Interested parties attend Nova Scotia Supreme Court as Canada’s largest cryptocurrency exchange seeks creditor protection in the wake of the sudden death of its founder and chief executive in December and missing cryptocurrency worth roughly $190-million, in Halifax on Tuesday, Feb. 5, 2019. THE CANADIAN PRESS/Andrew Vaughan

Lawyers for QuadrigaCX clients request exhumation of late founder’s remains

Gerald Cotten, who ran the exchange from his home outside of Halifax, died suddenly in December 2018

Lawyers for clients who lost millions in the bankruptcy of the QuadrigaCX cryptocurrency exchange have formally asked the RCMP to exhume the remains of the firm’s founder.

In a letter posted to its website Friday, Toronto-based law firm Miller Thomson LLP asks the RCMP’s Commercial Crimes Branch to conduct an autopsy on the body of Gerald Cotten to confirm both its identity and the cause of death.

The letter says there is a need for certainty around the question of whether “Mr. Cotten is in fact deceased” and it asks that the exhumation process be completed by the spring of 2020.

Cotten, who ran the exchange from his home outside of Halifax, died suddenly in December 2018 while travelling in India.
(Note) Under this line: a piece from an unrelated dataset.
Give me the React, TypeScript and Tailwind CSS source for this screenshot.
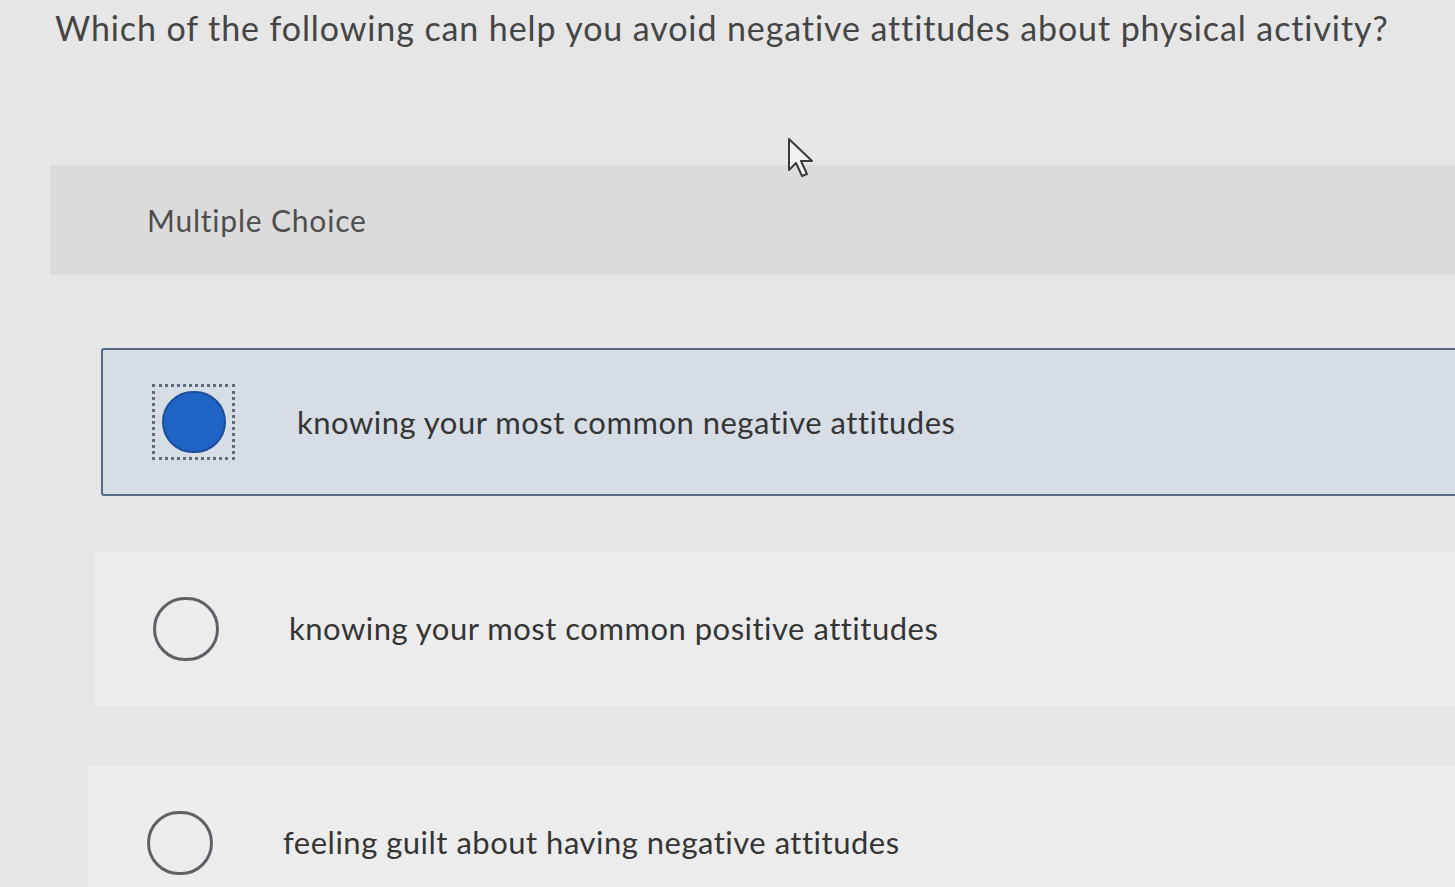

As the company’s CEO and sole director, he was the only one who had access to the so-called cold wallets that were supposed to hold his customers’ cryptocurrency.

More than 76,000 unsecured creditors, virtually all of them QuadrigaCX clients, came forward to claim they are owed $214.6 million — $74.1 million in cash and $140.5 million in cryptocurrency.

ALSO READ: Widow of QuadrigaCX founder to hand over most assets in settlement

In a emailed statement, Richard Niedermayer, lawyer for Cotten’s widow Jennifer Robertson, said she is “heartbroken” to learn of the exhumation request.

“Gerry died on Dec. 9, 2018 in India,” the statement says.

“It is not clear how the exhumation or an autopsy to confirm the cause of Gerry’s death from complications arising from his Crohn’s disease would assist the asset recovery process further.”

In a settlement announced in October, Robertson and Cotten’s estate agreed to return about $12 million in assets to help repay users of the exchange. The assets included properties in Nova Scotia and British Columbia, a small aircraft, “luxury vehicles,” a sailboat, investments, and cash, along with gold and silver coins.

Creditor monitor Ernst and Young found in an investigation that the exchange had flawed financial reporting and that significant volumes of cryptocurrency had been transferred to personal accounts controlled by Cotten. It found losses from trading and fees in those accounts affected QuadrigaCX’s reserves, while Cotten also created fake accounts to inflate revenue figures.

In a statement released at the time of the settlement, Robertson said that she wasn’t aware of how her husband operated the business, or his appropriation of users funds.